Für Regisseurin Arila Siegert, die nach "Don Giovanni" in der vergangenen Spielzeit zum zweiten Mal in Zwickau mit Generalmusikdirektor Lutz de Veer arbeitet, ist "Der Barbier von Sevilla" echtes Sänger-Theater, das nicht viel Äußeres braucht. "Dieses Stück spielt im Theater." So soll die Bühne - bespielt wird sogar der Orchestergraben - Spektakuläres bieten. Denn Siegert will die Zuschauer in eine traumhafte Fantasiewelt des Theaters entführen.
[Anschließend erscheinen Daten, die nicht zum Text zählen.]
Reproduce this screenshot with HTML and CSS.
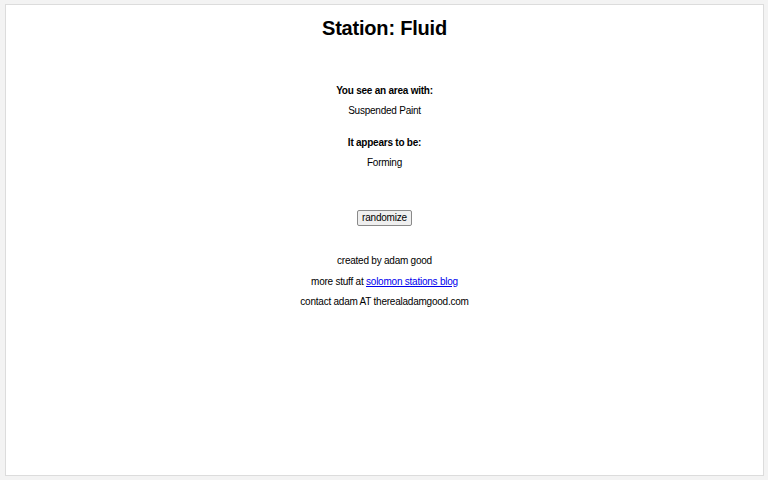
FILE: index.html
```html
<!DOCTYPE html>
<html>
<head>
<meta charset="utf-8">
<link rel="stylesheet" href="styles.css">
</head>
<body>
<div class="page">
  <h1 class="title">Station: Fluid</h1>
  <div class="info">
    <div class="line bold">You see an area with:</div>
    <div class="line">Suspended Paint</div>
    <div class="line bold gap">It appears to be:</div>
    <div class="line">Forming</div>
  </div>
  <div class="action"><button class="btn">randomize</button></div>
  <div class="footer">
    <div class="fline">created by adam good</div>
    <div class="fline">more stuff at <a href="#" class="link">solomon stations blog</a></div>
    <div class="fline">contact adam AT therealadamgood.com</div>
  </div>
</div>
</body>
</html>
```
FILE: styles.css
```css
html, body { margin: 0; padding: 0; }
body {
  background: #f3f3f3;
  font-family: "Liberation Sans", Arial, sans-serif;
  color: #000;
  padding: 4px 4px 4px 5px;
  height: 480px;
  box-sizing: border-box;
}
.page {
  background: #fff;
  border: 1px solid #dcdcdc;
  height: 472px;
  box-sizing: border-box;
  text-align: center;
}
.title {
  font-size: 20px;
  line-height: 24px;
  font-weight: bold;
  letter-spacing: -0.2px;
  margin: 11px 0 0;
}
.info { margin-top: 41px; font-size: 10px; letter-spacing: -0.23px; }
.line { line-height: 20px; }
.bold { font-weight: bold; }
.gap { margin-top: 12px; }
.action { margin-top: 37px; line-height: 0; }
.btn {
  font-family: "Liberation Sans", Arial, sans-serif;
  font-size: 10px;
  letter-spacing: -0.2px;
  line-height: 12px;
  padding: 1px 4px;
  background: #efefef;
  border: 1px solid #8a8a8a;
  border-radius: 2px;
  color: #000;
}
.footer { margin-top: 25px; font-size: 10px; letter-spacing: -0.23px; }
.fline { line-height: 20.5px; }
.link { color: #0000ee; text-decoration: underline; }
```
Der Schweizer Tenor Raphael Wittmer, seit Januar festes Ensemblemitglied, übernimmt die Rolle des jungen Grafen Almaviva, der sich in die junge Rosina verliebt hat. "Rosina werden unsere Zuschauer in zwei Besetzungen erleben. Während sich Juliane Schenk sehr virtuos in höheren Tönen bewegt, interpretiert Uta Simone die von Rossini für den Mezzosopran geschriebene Partitur in mittleren Tönen", erklärt de Veer. "Es gibt tausend verschiedene Möglichkeiten, diese Rolle zu gestalten, deswegen haben wir uns sehr lange damit beschäftigt", sagt Juliane Schenk. Rosinas Vormund, Dr. Bartolo der sie wegen der Mitgift selbst heiraten will, wird von Hinrich Horn dargestellt. Martin Scheepers verkörpert den intriganten Basilio, dessen Glück, wie die Regisseurin sagt, im Unglück anderer liegt. Shin Taniguchi sorgt als Figaro dafür, dass alles gut wird und die beiden Liebenden unter die Haube kommen. Dabei spielt Rosinas Dienstmädchen Berta (Judith Schubert) auch eine wichtige Rolle. Für Bühne und Kostüme ist Dieter Klaß verantwortlich.